Miracle Fish

By ROB BREEDING for the Flathead Beacon

I caught a trout the other day. Then another, almost.

That second fish exploded out of the water, holding itself above the Flathead River by the fury of its beating tail. The fish succumbed to gravity, then reappeared a few feet upstream, repeating the dance.

This time the tactic worked and the line fell limp. I had been fishing a nymph with a couple split shot pinched to the leader to keep the fly on the bottom. That seemed the most likely place for a trout to hang out on a bright July morning. The extra weight had done its task in delivering the fly to the desired depth, but then worked against me when the fish took to the air with head shaking fury, helping to pop the fly free.

I was fishing a run less than 20 feet downstream of the boat ramp at Kokanee Bend. We’d just finished a fairly unproductive float from Teakettle, and I was getting a little casting in while my buddy handled the shuttle. My first hookup was a nicely colored fish, still sporting the orange belly I usually associate with prespawn cutthroat. That fish fought as cutthroats usually do, bulldogging out into the current for a couple of runs, then tuckering out enough so that I could net it in the shallows where I unhooked and released the 16-inch fish without lifting it from the water.

I picked up the second fish in the same spot a few casts later. I assumed that fish was a cutthroat as well, as in those brief moments the fish took to the air it appeared darkly colored, just like the one I’d brought to the net.

Cutthorat trout by Curtis FryBut that was the last trout I caught. If there was a pod of fish there, they’d either moved on or developed a serious case of lockjaw.

When I got to work that afternoon I shared the story with a buddy who seemed certain, based on my description of the airborne fish, that the cutt was instead a rainbow. It’s true that rainbows are known more than any other trout for leaping clear of the water when hooked. It’s also true that cutts rarely put on such displays. That’s one of the reasons early settlers to the interior west were so eager to bring their favorite fish along. They released rainbows on top of native cutthroat populations at least in part because they missed the showy theatrics.

I’ve learned over the years that as soon as you try to categorize behavior as the province of one species and not another, the excluded species will let you know you don’t know as much as you think you do. I’ve heard the same thing said about brown trout not being leapers. I bought that one up until I had a 20-inch brown leap clear over my head while I was fishing in a lake out of a float tube years ago.

The only rule about wildlife behavior is unpredictability. That goes double for cutthroats in the Flathead River. I know dudes who have spent decades trying to figure out these fish, which seemingly appear out of the blue as did that brace of cutts did that day at Kokanee Bend.

You can’t predict cutthroats in the Flathead the way you can in other rivers. There are floats on the Bitterroot I know well enough that I can name a dozen or so spots where — during the prime fishing weeks of early summer at least — you can count on strikes from feeding fish. Heck, we practically name some of those cutts the fish are so predictable.

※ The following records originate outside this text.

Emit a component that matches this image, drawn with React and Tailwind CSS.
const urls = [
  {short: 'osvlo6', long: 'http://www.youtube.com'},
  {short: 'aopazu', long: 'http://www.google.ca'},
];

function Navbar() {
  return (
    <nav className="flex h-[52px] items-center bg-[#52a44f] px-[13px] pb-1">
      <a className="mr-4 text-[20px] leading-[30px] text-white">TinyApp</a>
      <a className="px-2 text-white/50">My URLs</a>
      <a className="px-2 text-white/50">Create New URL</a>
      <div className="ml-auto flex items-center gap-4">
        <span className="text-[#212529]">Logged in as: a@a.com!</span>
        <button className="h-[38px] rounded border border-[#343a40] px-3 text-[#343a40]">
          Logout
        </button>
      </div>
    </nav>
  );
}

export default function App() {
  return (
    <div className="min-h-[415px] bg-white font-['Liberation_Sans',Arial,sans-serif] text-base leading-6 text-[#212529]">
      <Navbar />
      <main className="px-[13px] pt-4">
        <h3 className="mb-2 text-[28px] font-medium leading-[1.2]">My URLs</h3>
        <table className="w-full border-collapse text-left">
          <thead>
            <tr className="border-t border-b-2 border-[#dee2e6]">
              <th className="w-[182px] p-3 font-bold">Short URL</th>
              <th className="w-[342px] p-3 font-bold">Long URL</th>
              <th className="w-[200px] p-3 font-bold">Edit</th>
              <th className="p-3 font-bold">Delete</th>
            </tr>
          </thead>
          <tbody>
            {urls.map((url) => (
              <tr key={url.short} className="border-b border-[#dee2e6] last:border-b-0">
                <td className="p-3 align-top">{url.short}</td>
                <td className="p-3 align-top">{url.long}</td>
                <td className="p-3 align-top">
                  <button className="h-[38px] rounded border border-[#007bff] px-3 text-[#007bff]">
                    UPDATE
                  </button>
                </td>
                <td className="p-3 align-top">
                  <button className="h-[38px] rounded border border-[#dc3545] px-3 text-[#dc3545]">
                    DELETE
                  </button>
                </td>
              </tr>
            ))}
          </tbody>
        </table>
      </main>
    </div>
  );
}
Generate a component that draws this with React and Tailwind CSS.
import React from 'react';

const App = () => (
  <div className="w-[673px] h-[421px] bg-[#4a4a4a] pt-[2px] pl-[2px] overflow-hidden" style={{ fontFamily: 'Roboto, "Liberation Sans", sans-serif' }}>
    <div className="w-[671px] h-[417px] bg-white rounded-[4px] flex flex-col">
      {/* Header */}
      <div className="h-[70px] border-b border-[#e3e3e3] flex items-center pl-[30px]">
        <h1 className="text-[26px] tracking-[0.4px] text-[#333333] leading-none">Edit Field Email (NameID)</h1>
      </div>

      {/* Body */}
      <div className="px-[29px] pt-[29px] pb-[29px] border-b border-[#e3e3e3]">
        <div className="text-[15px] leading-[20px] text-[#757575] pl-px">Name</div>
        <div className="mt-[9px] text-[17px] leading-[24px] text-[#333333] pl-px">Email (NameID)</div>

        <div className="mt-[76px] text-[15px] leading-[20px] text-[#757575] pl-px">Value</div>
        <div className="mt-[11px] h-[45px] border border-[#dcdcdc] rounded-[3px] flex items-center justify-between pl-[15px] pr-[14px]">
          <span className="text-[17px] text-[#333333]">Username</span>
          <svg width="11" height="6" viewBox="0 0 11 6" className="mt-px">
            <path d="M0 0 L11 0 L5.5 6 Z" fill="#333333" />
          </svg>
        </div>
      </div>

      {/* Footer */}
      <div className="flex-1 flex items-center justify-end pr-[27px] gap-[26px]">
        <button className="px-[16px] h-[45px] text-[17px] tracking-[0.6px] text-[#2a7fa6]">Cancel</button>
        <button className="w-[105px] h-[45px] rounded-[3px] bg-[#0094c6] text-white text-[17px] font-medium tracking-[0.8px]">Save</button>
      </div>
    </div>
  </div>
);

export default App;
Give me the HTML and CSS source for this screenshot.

On the Flathead guides tell of miraculous cutthroats that appear at random, in spots no serious fly fisher would take, well, seriously. I used to act as surprised as my clients when these fish would appear.

I soon learned clients don’t want their guides to be totally honest. So I started playing along as if I’d expected it. Who could blame the sports? They wanted to go home with tales of the cagey guide who knew all the best holes.